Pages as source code
------------------------------------------------------------------------

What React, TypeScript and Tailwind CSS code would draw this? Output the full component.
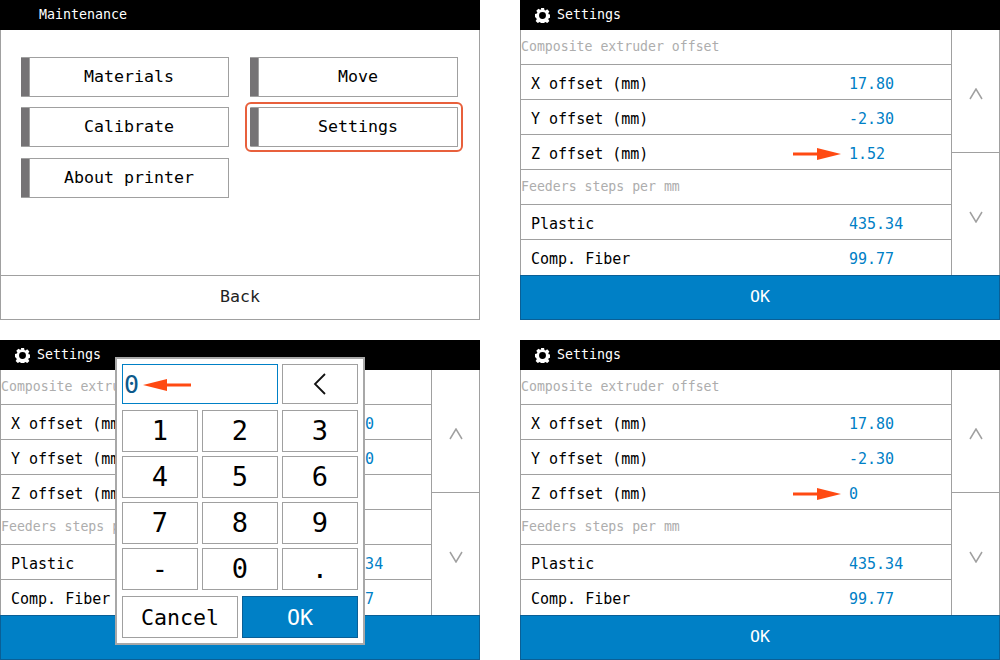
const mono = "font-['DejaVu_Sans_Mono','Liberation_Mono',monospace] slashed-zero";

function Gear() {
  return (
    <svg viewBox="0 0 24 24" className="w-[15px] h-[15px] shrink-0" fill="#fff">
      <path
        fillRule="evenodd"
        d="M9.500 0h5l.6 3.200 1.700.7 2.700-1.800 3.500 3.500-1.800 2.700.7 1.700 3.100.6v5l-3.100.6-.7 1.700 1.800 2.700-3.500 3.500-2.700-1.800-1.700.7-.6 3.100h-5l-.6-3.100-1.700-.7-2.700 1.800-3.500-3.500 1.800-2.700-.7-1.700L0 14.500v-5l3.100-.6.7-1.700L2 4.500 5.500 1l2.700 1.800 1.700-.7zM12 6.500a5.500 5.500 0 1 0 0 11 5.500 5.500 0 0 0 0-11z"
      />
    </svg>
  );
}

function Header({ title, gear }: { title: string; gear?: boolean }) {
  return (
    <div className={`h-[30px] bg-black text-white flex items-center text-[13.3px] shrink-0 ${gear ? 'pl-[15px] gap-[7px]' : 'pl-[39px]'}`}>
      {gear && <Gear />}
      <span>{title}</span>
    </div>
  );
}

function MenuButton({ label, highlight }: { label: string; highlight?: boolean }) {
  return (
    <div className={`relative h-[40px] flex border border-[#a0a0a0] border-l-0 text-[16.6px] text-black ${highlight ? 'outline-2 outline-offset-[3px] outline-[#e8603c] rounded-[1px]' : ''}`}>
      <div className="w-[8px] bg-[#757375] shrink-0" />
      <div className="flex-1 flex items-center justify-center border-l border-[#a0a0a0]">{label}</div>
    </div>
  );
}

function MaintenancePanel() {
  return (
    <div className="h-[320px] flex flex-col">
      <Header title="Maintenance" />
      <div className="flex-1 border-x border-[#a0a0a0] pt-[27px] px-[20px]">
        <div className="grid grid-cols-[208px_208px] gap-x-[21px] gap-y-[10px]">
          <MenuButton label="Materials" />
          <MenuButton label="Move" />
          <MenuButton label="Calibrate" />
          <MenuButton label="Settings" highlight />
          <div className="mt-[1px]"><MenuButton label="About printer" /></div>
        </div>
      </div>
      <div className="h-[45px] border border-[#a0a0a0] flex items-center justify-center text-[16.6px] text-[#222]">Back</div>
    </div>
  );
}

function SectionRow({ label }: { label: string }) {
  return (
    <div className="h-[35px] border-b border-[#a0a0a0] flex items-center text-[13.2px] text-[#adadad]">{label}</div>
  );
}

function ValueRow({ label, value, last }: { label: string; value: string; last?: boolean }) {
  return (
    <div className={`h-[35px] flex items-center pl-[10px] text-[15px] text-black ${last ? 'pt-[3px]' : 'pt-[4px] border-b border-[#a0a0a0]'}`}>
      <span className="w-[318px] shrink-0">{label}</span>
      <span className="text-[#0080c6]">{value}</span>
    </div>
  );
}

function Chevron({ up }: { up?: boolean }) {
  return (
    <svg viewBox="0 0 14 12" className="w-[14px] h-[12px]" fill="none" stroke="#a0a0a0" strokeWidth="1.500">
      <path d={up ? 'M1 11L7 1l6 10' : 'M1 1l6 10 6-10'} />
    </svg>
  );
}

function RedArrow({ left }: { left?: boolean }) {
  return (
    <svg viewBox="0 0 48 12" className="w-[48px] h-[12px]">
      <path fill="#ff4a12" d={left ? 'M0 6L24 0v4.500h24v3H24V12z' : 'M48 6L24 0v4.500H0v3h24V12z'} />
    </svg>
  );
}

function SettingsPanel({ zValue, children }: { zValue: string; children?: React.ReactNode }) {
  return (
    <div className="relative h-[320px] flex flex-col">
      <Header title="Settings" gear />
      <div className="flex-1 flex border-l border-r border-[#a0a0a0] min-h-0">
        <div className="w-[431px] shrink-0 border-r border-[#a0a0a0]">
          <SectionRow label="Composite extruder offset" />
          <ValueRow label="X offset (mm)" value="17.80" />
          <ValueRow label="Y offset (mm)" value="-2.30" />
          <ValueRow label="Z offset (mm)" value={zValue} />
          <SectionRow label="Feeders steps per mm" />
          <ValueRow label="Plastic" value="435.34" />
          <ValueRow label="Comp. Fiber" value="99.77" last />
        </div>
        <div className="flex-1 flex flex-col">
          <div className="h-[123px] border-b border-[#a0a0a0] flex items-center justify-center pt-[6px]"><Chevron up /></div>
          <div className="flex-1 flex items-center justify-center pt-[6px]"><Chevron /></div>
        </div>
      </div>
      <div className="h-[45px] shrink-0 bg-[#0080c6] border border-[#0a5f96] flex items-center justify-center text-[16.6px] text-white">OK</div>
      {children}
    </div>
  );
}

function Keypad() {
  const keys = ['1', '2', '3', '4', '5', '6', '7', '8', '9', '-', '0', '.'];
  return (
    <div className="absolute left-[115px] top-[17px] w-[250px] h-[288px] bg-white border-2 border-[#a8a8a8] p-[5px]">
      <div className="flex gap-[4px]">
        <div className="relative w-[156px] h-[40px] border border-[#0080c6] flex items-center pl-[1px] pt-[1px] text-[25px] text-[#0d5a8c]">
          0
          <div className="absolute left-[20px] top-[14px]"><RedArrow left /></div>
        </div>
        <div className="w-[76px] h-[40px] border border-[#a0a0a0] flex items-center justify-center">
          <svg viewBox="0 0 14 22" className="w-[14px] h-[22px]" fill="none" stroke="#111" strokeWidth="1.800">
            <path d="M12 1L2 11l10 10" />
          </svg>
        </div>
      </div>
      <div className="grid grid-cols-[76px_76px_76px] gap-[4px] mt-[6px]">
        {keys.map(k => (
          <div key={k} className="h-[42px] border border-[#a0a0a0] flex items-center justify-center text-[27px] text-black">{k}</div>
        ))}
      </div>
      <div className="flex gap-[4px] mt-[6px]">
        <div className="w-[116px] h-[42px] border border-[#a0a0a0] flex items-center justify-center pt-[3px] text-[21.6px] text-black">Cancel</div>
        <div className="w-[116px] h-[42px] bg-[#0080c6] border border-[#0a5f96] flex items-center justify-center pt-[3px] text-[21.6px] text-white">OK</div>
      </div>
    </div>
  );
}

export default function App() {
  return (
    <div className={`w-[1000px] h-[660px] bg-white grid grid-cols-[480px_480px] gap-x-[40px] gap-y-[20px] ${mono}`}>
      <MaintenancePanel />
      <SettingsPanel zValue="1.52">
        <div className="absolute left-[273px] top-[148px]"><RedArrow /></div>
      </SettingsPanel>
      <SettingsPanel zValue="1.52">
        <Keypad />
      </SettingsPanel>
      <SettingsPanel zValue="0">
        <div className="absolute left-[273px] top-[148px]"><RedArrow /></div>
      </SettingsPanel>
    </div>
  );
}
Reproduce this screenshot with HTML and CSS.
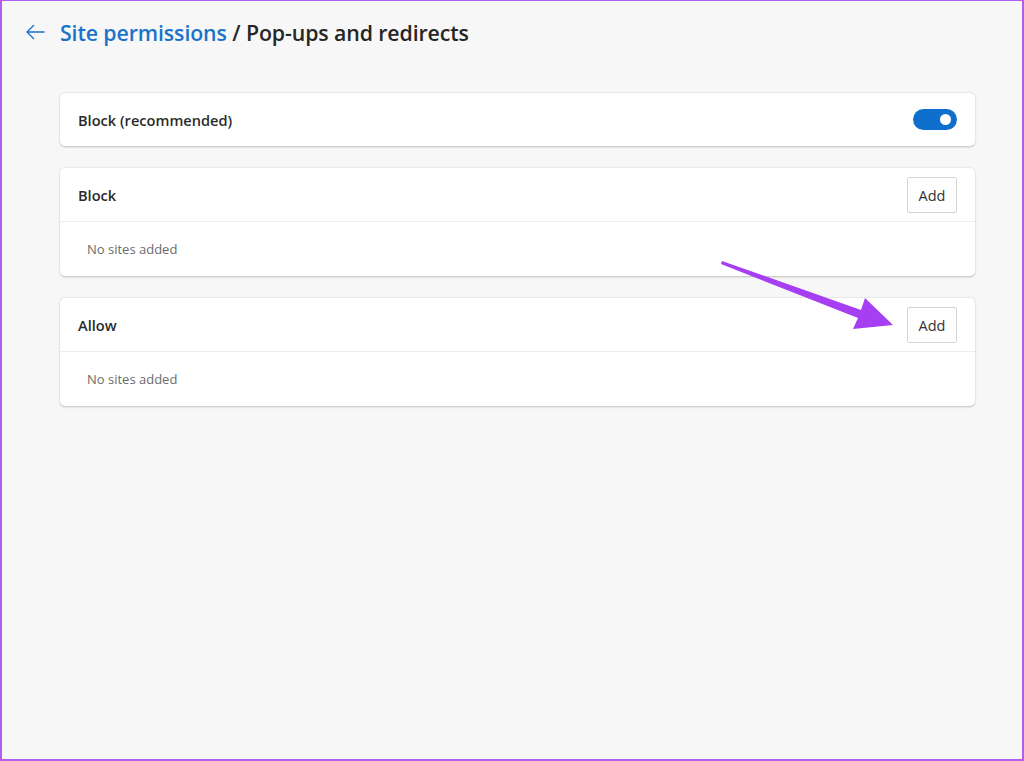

------------------------------------------------------------------------

INSTRUCTION: All the records above need to be given again word for word. Skip the pictures.

RESULT FOR THIS EXERCISE:
What React, TypeScript and Tailwind CSS code would draw this? Output the full component.
const mono = "font-['DejaVu_Sans_Mono','Liberation_Mono',monospace] slashed-zero";

function Gear() {
  return (
    <svg viewBox="0 0 24 24" className="w-[15px] h-[15px] shrink-0" fill="#fff">
      <path
        fillRule="evenodd"
        d="M9.500 0h5l.6 3.200 1.700.7 2.700-1.800 3.500 3.500-1.800 2.700.7 1.700 3.100.6v5l-3.100.6-.7 1.700 1.800 2.700-3.500 3.500-2.700-1.800-1.700.7-.6 3.100h-5l-.6-3.100-1.700-.7-2.700 1.800-3.500-3.500 1.800-2.700-.7-1.700L0 14.500v-5l3.100-.6.7-1.700L2 4.500 5.500 1l2.700 1.800 1.700-.7zM12 6.500a5.500 5.500 0 1 0 0 11 5.500 5.500 0 0 0 0-11z"
      />
    </svg>
  );
}

function Header({ title, gear }: { title: string; gear?: boolean }) {
  return (
    <div className={`h-[30px] bg-black text-white flex items-center text-[13.3px] shrink-0 ${gear ? 'pl-[15px] gap-[7px]' : 'pl-[39px]'}`}>
      {gear && <Gear />}
      <span>{title}</span>
    </div>
  );
}

function MenuButton({ label, highlight }: { label: string; highlight?: boolean }) {
  return (
    <div className={`relative h-[40px] flex border border-[#a0a0a0] border-l-0 text-[16.6px] text-black ${highlight ? 'outline-2 outline-offset-[3px] outline-[#e8603c] rounded-[1px]' : ''}`}>
      <div className="w-[8px] bg-[#757375] shrink-0" />
      <div className="flex-1 flex items-center justify-center border-l border-[#a0a0a0]">{label}</div>
    </div>
  );
}

function MaintenancePanel() {
  return (
    <div className="h-[320px] flex flex-col">
      <Header title="Maintenance" />
      <div className="flex-1 border-x border-[#a0a0a0] pt-[27px] px-[20px]">
        <div className="grid grid-cols-[208px_208px] gap-x-[21px] gap-y-[10px]">
          <MenuButton label="Materials" />
          <MenuButton label="Move" />
          <MenuButton label="Calibrate" />
          <MenuButton label="Settings" highlight />
          <div className="mt-[1px]"><MenuButton label="About printer" /></div>
        </div>
      </div>
      <div className="h-[45px] border border-[#a0a0a0] flex items-center justify-center text-[16.6px] text-[#222]">Back</div>
    </div>
  );
}

function SectionRow({ label }: { label: string }) {
  return (
    <div className="h-[35px] border-b border-[#a0a0a0] flex items-center text-[13.2px] text-[#adadad]">{label}</div>
  );
}

function ValueRow({ label, value, last }: { label: string; value: string; last?: boolean }) {
  return (
    <div className={`h-[35px] flex items-center pl-[10px] text-[15px] text-black ${last ? 'pt-[3px]' : 'pt-[4px] border-b border-[#a0a0a0]'}`}>
      <span className="w-[318px] shrink-0">{label}</span>
      <span className="text-[#0080c6]">{value}</span>
    </div>
  );
}

function Chevron({ up }: { up?: boolean }) {
  return (
    <svg viewBox="0 0 14 12" className="w-[14px] h-[12px]" fill="none" stroke="#a0a0a0" strokeWidth="1.500">
      <path d={up ? 'M1 11L7 1l6 10' : 'M1 1l6 10 6-10'} />
    </svg>
  );
}

function RedArrow({ left }: { left?: boolean }) {
  return (
    <svg viewBox="0 0 48 12" className="w-[48px] h-[12px]">
      <path fill="#ff4a12" d={left ? 'M0 6L24 0v4.500h24v3H24V12z' : 'M48 6L24 0v4.500H0v3h24V12z'} />
    </svg>
  );
}

function SettingsPanel({ zValue, children }: { zValue: string; children?: React.ReactNode }) {
  return (
    <div className="relative h-[320px] flex flex-col">
      <Header title="Settings" gear />
      <div className="flex-1 flex border-l border-r border-[#a0a0a0] min-h-0">
        <div className="w-[431px] shrink-0 border-r border-[#a0a0a0]">
          <SectionRow label="Composite extruder offset" />
          <ValueRow label="X offset (mm)" value="17.80" />
          <ValueRow label="Y offset (mm)" value="-2.30" />
          <ValueRow label="Z offset (mm)" value={zValue} />
          <SectionRow label="Feeders steps per mm" />
          <ValueRow label="Plastic" value="435.34" />
          <ValueRow label="Comp. Fiber" value="99.77" last />
        </div>
        <div className="flex-1 flex flex-col">
          <div className="h-[123px] border-b border-[#a0a0a0] flex items-center justify-center pt-[6px]"><Chevron up /></div>
          <div className="flex-1 flex items-center justify-center pt-[6px]"><Chevron /></div>
        </div>
      </div>
      <div className="h-[45px] shrink-0 bg-[#0080c6] border border-[#0a5f96] flex items-center justify-center text-[16.6px] text-white">OK</div>
      {children}
    </div>
  );
}

function Keypad() {
  const keys = ['1', '2', '3', '4', '5', '6', '7', '8', '9', '-', '0', '.'];
  return (
    <div className="absolute left-[115px] top-[17px] w-[250px] h-[288px] bg-white border-2 border-[#a8a8a8] p-[5px]">
      <div className="flex gap-[4px]">
        <div className="relative w-[156px] h-[40px] border border-[#0080c6] flex items-center pl-[1px] pt-[1px] text-[25px] text-[#0d5a8c]">
          0
          <div className="absolute left-[20px] top-[14px]"><RedArrow left /></div>
        </div>
        <div className="w-[76px] h-[40px] border border-[#a0a0a0] flex items-center justify-center">
          <svg viewBox="0 0 14 22" className="w-[14px] h-[22px]" fill="none" stroke="#111" strokeWidth="1.800">
            <path d="M12 1L2 11l10 10" />
          </svg>
        </div>
      </div>
      <div className="grid grid-cols-[76px_76px_76px] gap-[4px] mt-[6px]">
        {keys.map(k => (
          <div key={k} className="h-[42px] border border-[#a0a0a0] flex items-center justify-center text-[27px] text-black">{k}</div>
        ))}
      </div>
      <div className="flex gap-[4px] mt-[6px]">
        <div className="w-[116px] h-[42px] border border-[#a0a0a0] flex items-center justify-center pt-[3px] text-[21.6px] text-black">Cancel</div>
        <div className="w-[116px] h-[42px] bg-[#0080c6] border border-[#0a5f96] flex items-center justify-center pt-[3px] text-[21.6px] text-white">OK</div>
      </div>
    </div>
  );
}

export default function App() {
  return (
    <div className={`w-[1000px] h-[660px] bg-white grid grid-cols-[480px_480px] gap-x-[40px] gap-y-[20px] ${mono}`}>
      <MaintenancePanel />
      <SettingsPanel zValue="1.52">
        <div className="absolute left-[273px] top-[148px]"><RedArrow /></div>
      </SettingsPanel>
      <SettingsPanel zValue="1.52">
        <Keypad />
      </SettingsPanel>
      <SettingsPanel zValue="0">
        <div className="absolute left-[273px] top-[148px]"><RedArrow /></div>
      </SettingsPanel>
    </div>
  );
}
Reproduce this screenshot with HTML and CSS.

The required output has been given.